Finding a practical comfort zone as a transgender person is not simple. Even if we say to ourselves that we should just not care about what others think we do because we are human. We seek approval and want to be loved and accepted; ideally while being able to present in a way that we are comfortable.

The world naturally and viscerally rejects the concept of a transgender person. Why? because it is confusing, to some visually disturbing and a foreign experience to most people. They simply cannot relate to the feelings that have always been part of our lives.

These constraints force us into a situation where we must literally ignore what people think of us because (simply put) a lot of people are going to disapprove of you. Many in your own family and circle of friends will not understand why you are doing this to yourself (and to them).

Therefore what is going to need to happen is that enough transgender people live openly thus becoming an unavoidable fact of life. People need to see us day in and day out and eventually realize that we don’t form part of an evil conspiracy.
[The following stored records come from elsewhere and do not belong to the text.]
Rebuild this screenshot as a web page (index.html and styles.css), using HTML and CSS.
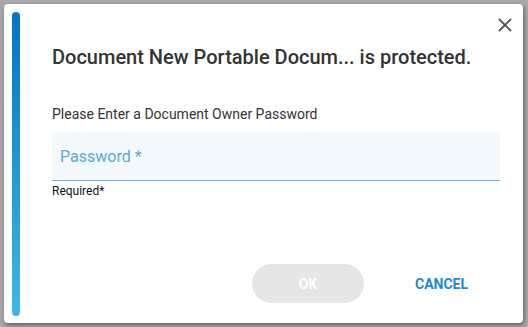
FILE: index.html
```html
<!DOCTYPE html>
<html>
<head>
<meta charset="utf-8">
<link rel="stylesheet" href="styles.css">
</head>
<body>
<div class="dialog">
  <div class="accent"></div>
  <div class="content">
    <h1 class="title">Document New Portable Docum... is protected.</h1>
    <div class="label">Please Enter a Document Owner Password</div>
    <div class="field"><span class="placeholder">Password *</span></div>
    <div class="helper">Required*</div>
    <div class="actions">
      <button class="btn ok">OK</button>
      <button class="btn cancel">CANCEL</button>
    </div>
  </div>
  <button class="close" aria-label="Close">
    <svg width="14" height="14" viewBox="0 0 14 14"><path d="M1 1L13 13M13 1L1 13" stroke="#555" stroke-width="1.8" fill="none"/></svg>
  </button>
</div>
</body>
</html>
```
FILE: styles.css
```css
html, body { margin: 0; padding: 0; }
body {
  background: #a8a8a8;
  width: 528px;
  height: 327px;
  overflow: hidden;
  font-family: Roboto, "Liberation Sans", sans-serif;
}
.dialog {
  position: relative;
  margin: 4px 0 0 4px;
  width: 519px;
  height: 319px;
  background: #fff;
  border-radius: 4px;
  box-shadow: 1px 2px 4px rgba(0,0,0,0.45);
  display: flex;
  box-sizing: border-box;
  padding: 8px 23px 7px 8px;
}
.accent {
  width: 8px;
  flex: none;
  border-radius: 4px;
  background: linear-gradient(to bottom, #0076c6, #3bb9e9);
}
.content {
  flex: 1;
  margin-left: 32px;
  display: flex;
  flex-direction: column;
}
.title {
  margin: 32px 0 0 0;
  font-size: 20px;
  font-weight: 500;
  color: #333;
  line-height: 26px;
}
.label {
  margin-top: 35px;
  font-size: 14px;
  color: #333;
  line-height: 18px;
}
.field {
  margin-top: 9px;
  height: 49px;
  box-sizing: border-box;
  background: #f3f8fd;
  border-bottom: 1px solid #6bb5e8;
  border-radius: 4px 4px 0 0;
  display: flex;
  align-items: center;
  padding-left: 8px;
}
.placeholder {
  font-size: 16px;
  color: #5aa8dc;
}
.helper {
  margin-top: 3px;
  font-size: 12px;
  color: #111;
  line-height: 14px;
}
.actions {
  margin-top: 66px;
  display: flex;
  align-items: center;
  padding-left: 200px;
}
.btn {
  font-family: Roboto, "Liberation Sans", sans-serif;
  font-weight: 700;
  font-size: 14px;
  border: none;
  background: none;
  cursor: pointer;
}
.ok {
  width: 112px;
  height: 39px;
  border-radius: 20px;
  background: #e6e6e6;
  color: #fff;
}
.cancel {
  margin-left: 47px;
  color: #1a8ad8;
  padding: 0 4px;
}
.close {
  position: absolute;
  top: 14px;
  right: 11px;
  border: none;
  background: none;
  padding: 0;
  width: 14px;
  height: 14px;
  display: flex;
}
```
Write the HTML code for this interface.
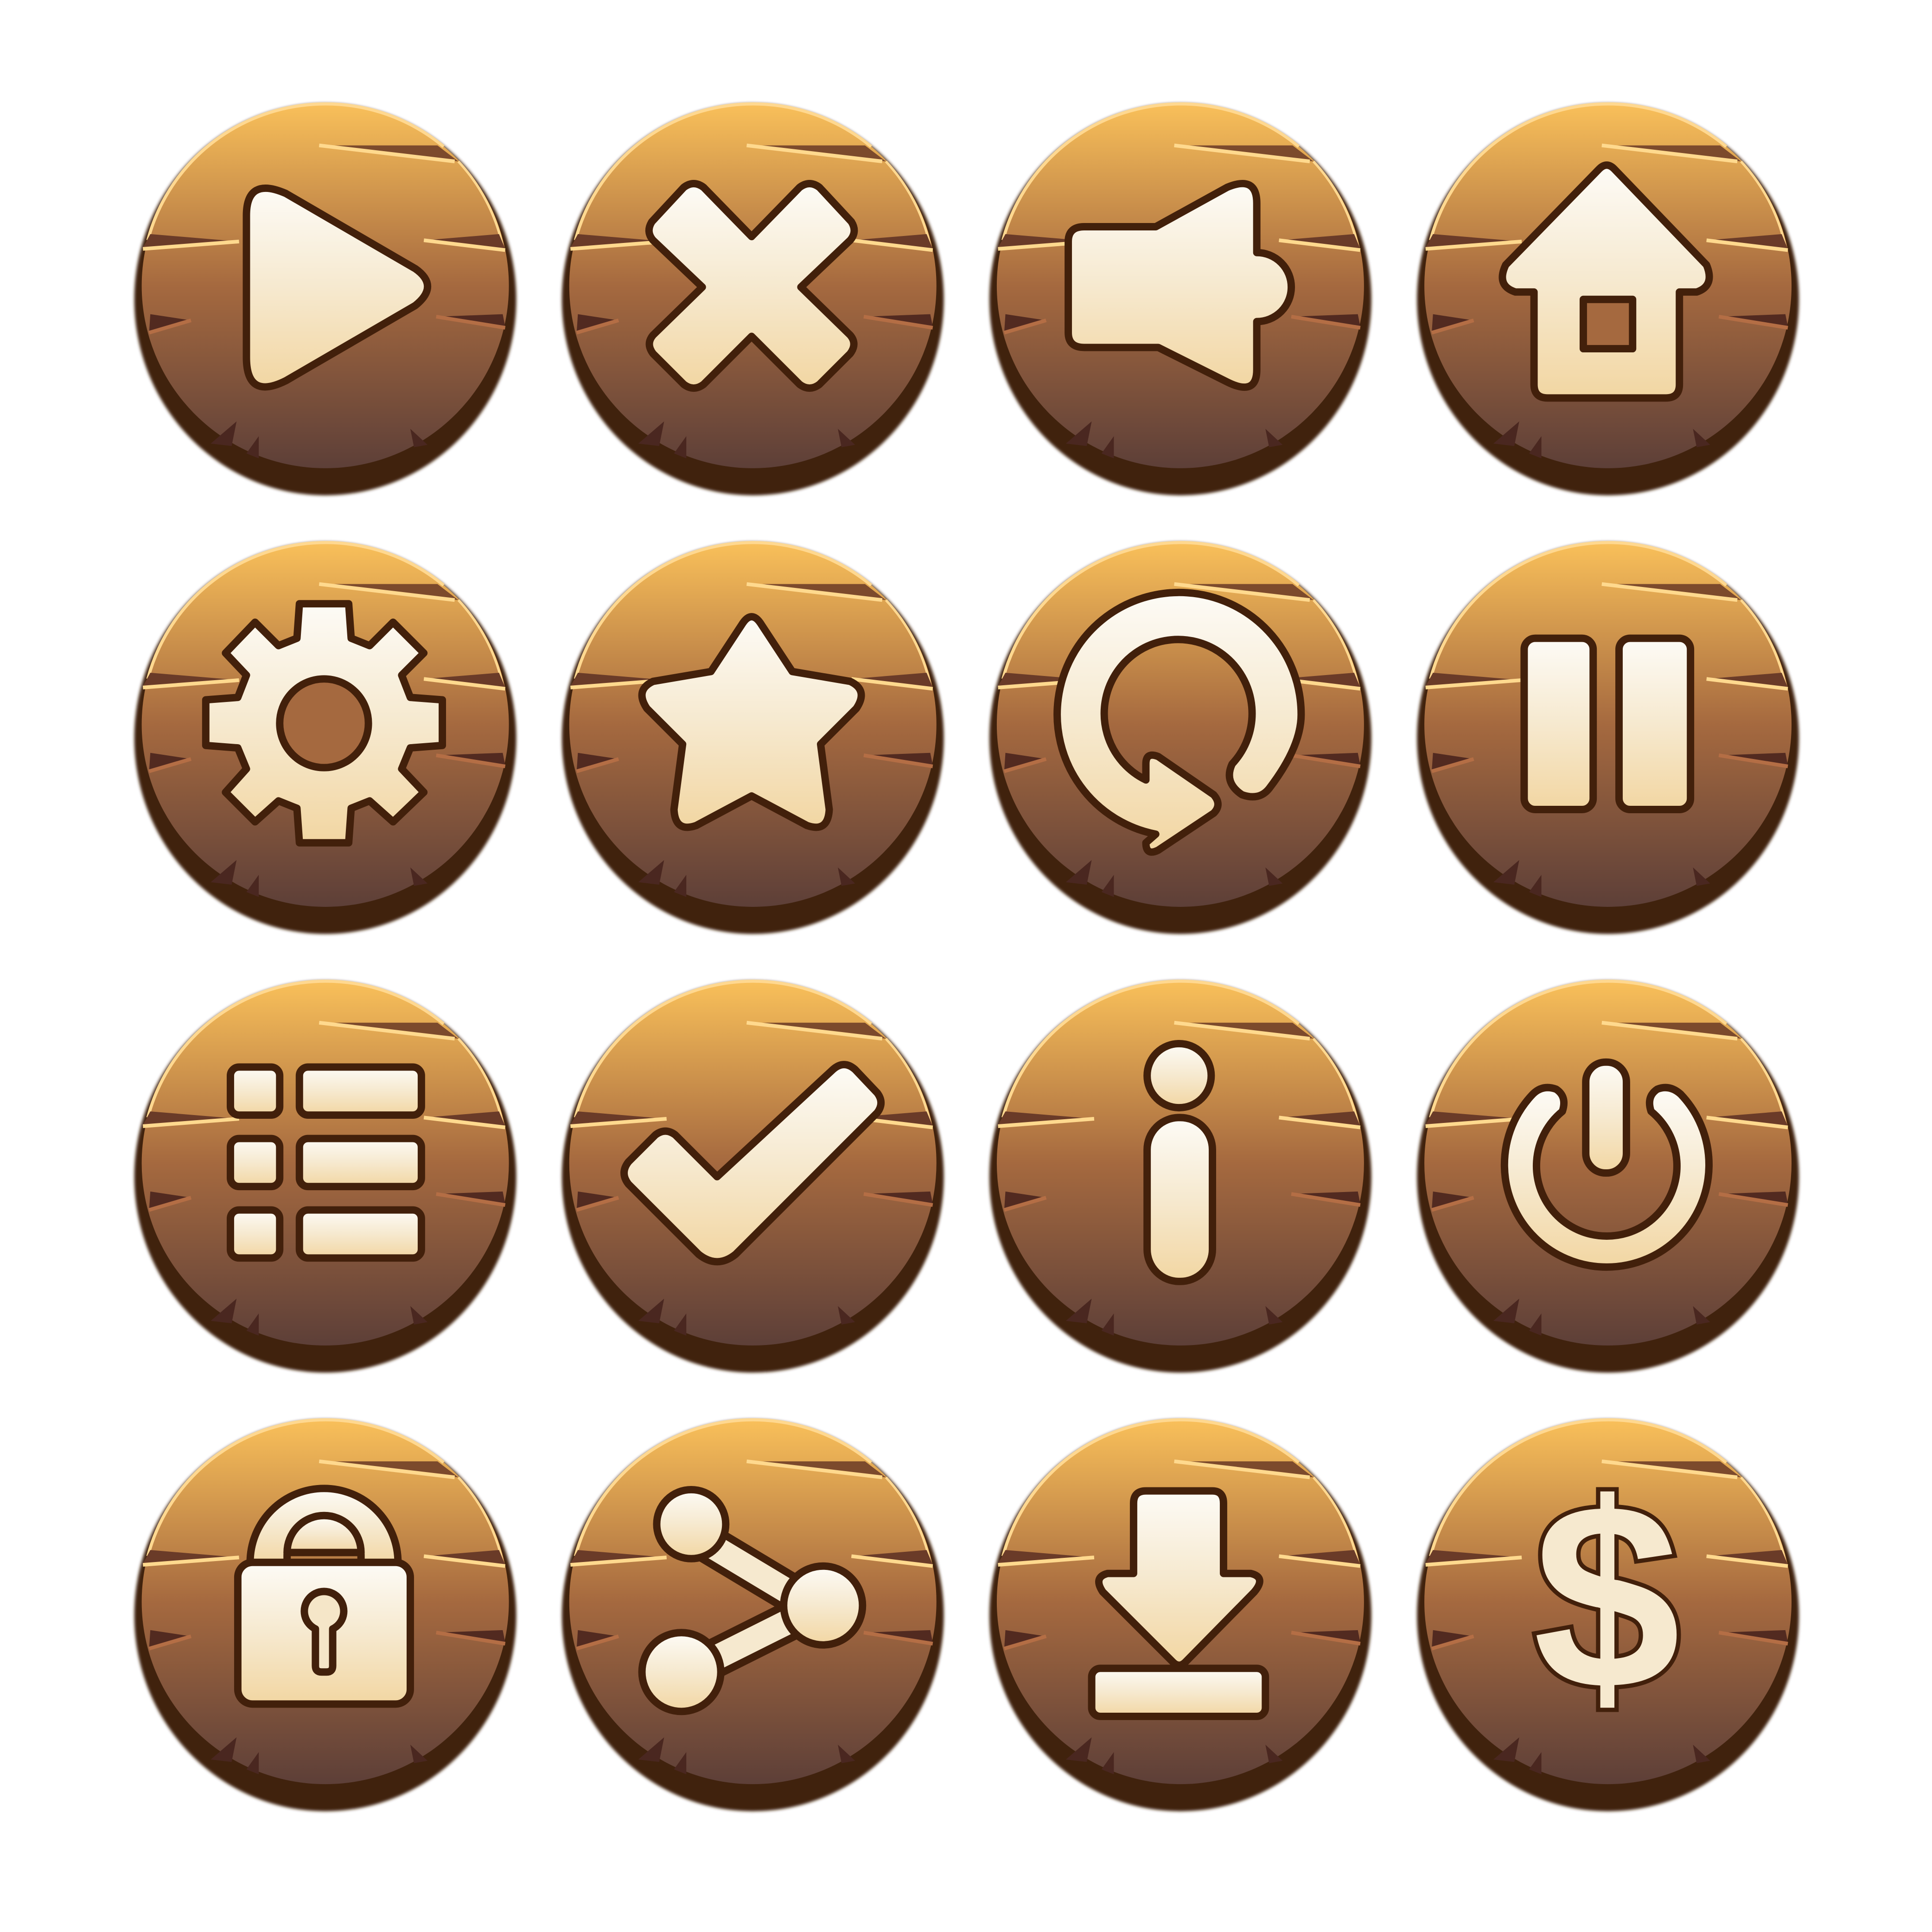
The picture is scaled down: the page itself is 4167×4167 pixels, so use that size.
<!DOCTYPE html>
<html><head><meta charset="utf-8"><style>
html,body{margin:0;padding:0;background:#fff;}
svg{display:block;width:4167px;height:4167px;}
</style></head><body>
<svg viewBox="0 0 1568 1568" xmlns="http://www.w3.org/2000/svg" xmlns:xlink="http://www.w3.org/1999/xlink">
<defs>
<filter id="bl" x="-10%" y="-10%" width="120%" height="120%"><feGaussianBlur stdDeviation="1.2"/></filter>
<linearGradient id="wood" x1="0" y1="0" x2="0" y2="1">
<stop offset="0" stop-color="#f9c05a"/><stop offset="0.5" stop-color="#a5693f"/><stop offset="1" stop-color="#5d3f38"/></linearGradient>
<linearGradient id="ic" x1="0" y1="0" x2="0" y2="1" gradientUnits="objectBoundingBox">
<stop offset="0" stop-color="#fdfbf6"/><stop offset="0.5" stop-color="#f6e9cf"/><stop offset="1" stop-color="#f2d6a2"/></linearGradient>
<g id="btn">
<ellipse cx="264" cy="243" rx="155" ry="159" fill="#3f200c" filter="url(#bl)"/>
<ellipse cx="264" cy="232" rx="149" ry="148" fill="url(#wood)"/>
<path d="M120 195 A149 148 0 0 1 360 119" fill="none" stroke="#ffd890" stroke-width="2.5"/>
<path d="M372 131 A149 148 0 0 1 408 200" fill="none" stroke="#ffd890" stroke-width="2"/>
<polygon points="259,118 355,118 372,131" fill="#7c4a2c"/>
<line x1="259" y1="118" x2="369" y2="131" stroke="#ffd98e" stroke-width="3"/>
<polygon points="122,190 194,196 116,201" fill="#6a3b28"/>
<line x1="116" y1="202" x2="194" y2="196" stroke="#ffd98e" stroke-width="3"/>
<polygon points="344,195 405,190 410,202" fill="#6a3b28"/>
<line x1="344" y1="195" x2="410" y2="203" stroke="#ffd98e" stroke-width="3"/>
<polygon points="122,255 155,260 121,270" fill="#522a20"/>
<line x1="121" y1="270" x2="155" y2="260" stroke="#b46e45" stroke-width="3"/>
<polygon points="354,257 408,255 410,265" fill="#522a20"/>
<line x1="354" y1="257" x2="410" y2="266" stroke="#b46e45" stroke-width="3"/>
<polygon points="171,360 192,342 188,362" fill="#4a2720"/>
<polygon points="200,368 210,354 210,372" fill="#4a2720"/>
<polygon points="333,348 347,361 336,363" fill="#4a2720"/>
</g>
</defs>
<g fill="none">
<use xlink:href="#btn" x="0" y="0"/><use xlink:href="#btn" x="347" y="0"/><use xlink:href="#btn" x="694" y="0"/><use xlink:href="#btn" x="1041" y="0"/>
<use xlink:href="#btn" x="0" y="356"/><use xlink:href="#btn" x="347" y="356"/><use xlink:href="#btn" x="694" y="356"/><use xlink:href="#btn" x="1041" y="356"/>
<use xlink:href="#btn" x="0" y="712"/><use xlink:href="#btn" x="347" y="712"/><use xlink:href="#btn" x="694" y="712"/><use xlink:href="#btn" x="1041" y="712"/>
<use xlink:href="#btn" x="0" y="1068"/><use xlink:href="#btn" x="347" y="1068"/><use xlink:href="#btn" x="694" y="1068"/><use xlink:href="#btn" x="1041" y="1068"/>
</g>
<g fill="url(#ic)" stroke="#42200b" stroke-width="6" stroke-linejoin="round">
<path d="M200 175 Q200 143 232 157 L337 218 Q357 232 337 248 L232 309 Q200 325 200 290 Z"/>
<path d="M529 180 L555 152 Q563 146 571 152 L610 192 L649 152 Q657 146 665 152 L691 180 Q696 188 690 195 L650 233 L690 272 Q696 279 690 287 L665 312 Q657 318 649 312 L610 273 L571 312 Q563 318 555 312 L530 287 Q524 279 530 272 L570 233 L530 195 Q524 188 529 180 Z"/>
<path d="M880 184 L938 184 L996 152 Q1020 142 1020 165 L1020 205 A28 28 0 0 1 1020 261 L1020 300 Q1020 322 996 310 L940 282 L880 282 Q867 282 867 270 L867 196 Q867 184 880 184 Z"/>
<path d="M1298 137 Q1304 131 1310 137 L1385 215 Q1392 232 1377 237 L1363 237 L1363 312 Q1363 323 1352 323 L1256 323 Q1245 323 1245 312 L1245 237 L1230 237 Q1214 232 1222 215 Z"/>
<rect x="1285" y="243" width="40" height="40" fill="#a5693f" stroke="#42200b"/>
<path d="M243 490 L283 490 L285 518 L300 524 L319 505 L344 530 L326 548 L333 566 L359 568 L359 605 L333 607 L326 624 L344 643 L319 667 L300 650 L285 656 L283 684 L243 684 L241 656 L226 650 L207 667 L183 643 L200 624 L193 607 L167 605 L167 568 L193 566 L200 548 L183 530 L207 505 L226 524 L241 518 Z"/>
<circle cx="263" cy="587" r="36" fill="#a5693f"/>
<path d="M602 507 Q610 494 618 507 L643 545 L690 553 Q705 560 695 575 L666 604 L673 657 Q672 676 655 670 L610 646 L565 670 Q548 676 547 657 L554 604 L525 575 Q515 560 530 553 L577 545 Z"/>
<path d="M1030 640 Q1056 606 1056 580 A99 99 0 1 0 938 677 L930 684 Q930 695 940 690 L985 660 Q992 653 985 645 L940 614 Q930 610 930 620 L930 633 A60 60 0 1 1 1000 620 Q993 635 1008 645 Q1022 650 1030 640 Z"/>
<rect x="1237" y="518" width="56" height="139" rx="9"/>
<rect x="1314" y="518" width="58" height="139" rx="9"/>
<rect x="187" y="866" width="40" height="39" rx="7"/><rect x="243" y="866" width="99" height="39" rx="7"/>
<rect x="187" y="924" width="40" height="39" rx="7"/><rect x="243" y="924" width="99" height="39" rx="7"/>
<rect x="187" y="982" width="40" height="39" rx="7"/><rect x="243" y="982" width="99" height="39" rx="7"/>
<path d="M510 943 L532 921 Q540 915 548 921 L582 955 L676 868 Q685 860 694 868 L712 887 Q718 895 712 903 L597 1018 Q582 1030 567 1018 L510 961 Q503 952 510 943 Z"/>
<circle cx="957" cy="873" r="26"/>
<rect x="931" y="907" width="53" height="133" rx="26"/>
<path d="M1263 884 Q1272 890 1268 902 A57 57 0 1 0 1340 902 Q1336 890 1345 884 Q1355 880 1364 888 A83 83 0 1 1 1244 888 Q1252 880 1263 884 Z"/>
<rect x="1287" y="862" width="33" height="90" rx="16"/>
<path d="M203 1268 A60 60 0 0 1 323 1268 L323 1270 L293 1270 L293 1262 A30 30 0 0 0 233 1262 L233 1270 L203 1270 Z"/>
<path d="M233 1260 A30 30 0 0 1 293 1260 Z"/>
<rect x="193" y="1268" width="140" height="115" rx="12"/>
<path d="M256 1322 A16 16 0 1 1 270 1322 L270 1352 Q270 1357 265 1357 L261 1357 Q256 1357 256 1352 Z" fill="#f5e6c8"/>
<path d="M570 1250 L640 1292 M640 1316 L572 1350" stroke="#42200b" stroke-width="32" stroke-linecap="round"/>
<path d="M570 1250 L640 1292 M640 1316 L572 1350" stroke="#f6e9cf" stroke-width="20" stroke-linecap="round"/>
<circle cx="561" cy="1237" r="28"/>
<circle cx="668" cy="1303" r="32"/>
<circle cx="553" cy="1357" r="32"/>
<path d="M930 1210 L984 1210 Q993 1210 993 1220 L993 1277 L1015 1277 Q1028 1280 1018 1292 L962 1349 Q957 1354 952 1349 L895 1292 Q887 1280 899 1277 L920 1277 L920 1220 Q920 1210 930 1210 Z"/>
<rect x="886" y="1354" width="141" height="39" rx="7"/>
</g>
<text x="1304" y="1370" text-anchor="middle" font-family="'Liberation Sans',sans-serif" font-weight="bold" font-size="215" fill="#f6e9cf" stroke="#42200b" stroke-width="7" paint-order="stroke">$</text>
</svg>
</body></html>
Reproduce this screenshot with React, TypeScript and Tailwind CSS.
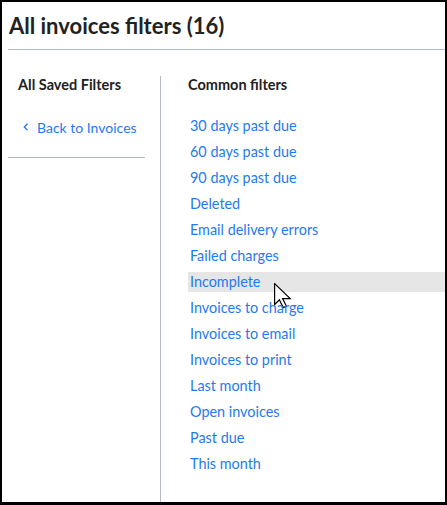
import React from "react";

const filters = [
  "30 days past due",
  "60 days past due",
  "90 days past due",
  "Deleted",
  "Email delivery errors",
  "Failed charges",
  "Incomplete",
  "Invoices to charge",
  "Invoices to email",
  "Invoices to print",
  "Last month",
  "Open invoices",
  "Past due",
  "This month",
];

const Cursor = () => (
  <svg
    width="19"
    height="26"
    viewBox="0 0 19 26"
    className="absolute left-[86px] top-[11px] pointer-events-none"
  >
    <path
      d="M0.6 0.6 L0.6 21.5 L5.4 16.8 L9.2 24.6 L12.4 23.2 L8.6 15.6 L16.2 15.6 Z"
      fill="#fff"
      stroke="#000"
      strokeWidth="1.2"
      strokeLinejoin="miter"
    />
  </svg>
);

const App = () => {
  return (
    <div className="w-[447px] h-[505px] bg-white border-t-2 border-l-2 border-r-2 border-b-[3px] border-black flex flex-col font-['Lato','Open_Sans',sans-serif] overflow-hidden">
      {/* Header */}
      <header className="ml-[6px] h-[48px] shrink-0 border-b border-[#b5bcc4] flex items-center">
        <h1 className="pl-px text-[22px] font-bold text-[#222] leading-none">
          All invoices filters (16)
        </h1>
      </header>

      {/* Body */}
      <div className="flex flex-1 pt-[26px]">
        {/* Saved filters */}
        <aside className="ml-[6px] w-[137px] shrink-0 flex flex-col">
          <h2 className="pl-[10px] h-[18px] leading-[18px] text-[14.5px] font-bold text-[#222]">
            All Saved Filters
          </h2>
          <a className="mt-[23px] h-[20px] pl-[15px] flex items-center gap-[8px] text-[14px] text-[#1f7af2] cursor-pointer">
            <svg width="6" height="8" viewBox="0 0 6 8">
              <path d="M4.5 0.8 L1.3 4 L4.5 7.2" fill="none" stroke="#1f7af2" strokeWidth="1.3" />
            </svg>
            Back to Invoices
          </a>
          <div className="mt-[20px] border-t border-[#b5bcc4]" />
        </aside>

        {/* Common filters */}
        <section className="ml-[15px] flex-1 border-l border-[#b5bcc4] pl-[27px]">
          <h2 className="h-[18px] leading-[18px] text-[14.5px] font-bold text-[#222]">
            Common filters
          </h2>
          <ul className="mt-[22px] flex flex-col gap-[6px]">
            {filters.map((f) => (
              <li
                key={f}
                className={
                  f === "Incomplete"
                    ? "relative h-[20px] leading-[20px] px-[2px] text-[14.4px] text-[#1f7af2] bg-[#e6e6e6]"
                    : "relative h-[20px] leading-[20px] px-[2px] text-[14.4px] text-[#1f7af2]"
                }
              >
                {f}
                {f === "Incomplete" && <Cursor />}
              </li>
            ))}
          </ul>
        </section>
      </div>
    </div>
  );
};

export default App;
We go to our jobs, we see our friends and we want the same things out of life that they do.

There are enough activists out there now that the tide has truly begun to turn but I think it will take at least another generation before we are accepted as part of the fabric of society. To be where gays and lesbians are now will take at least that long.

In the grand scheme of history that is not a very long time at all.

I am doing what I can at my age while realizing that I am towards the tail end of a career that has seen me as a male for its entirety. However I don’t care if I am recognized on the street by someone who knows me and would be happy to explain. I don’t deny myself the right to go anywhere with the exception that in either mode I am not likely to go clubbing at 1 am. It’s just not the type of person I am.

When you get to an internal comfort zone you know it. It’s a peaceful feeling that you are honouring you right to present yourself in a way that you feel comfortable. If that method is to live partially as a male and partially as a female then so be it. No one has the right to define that for you.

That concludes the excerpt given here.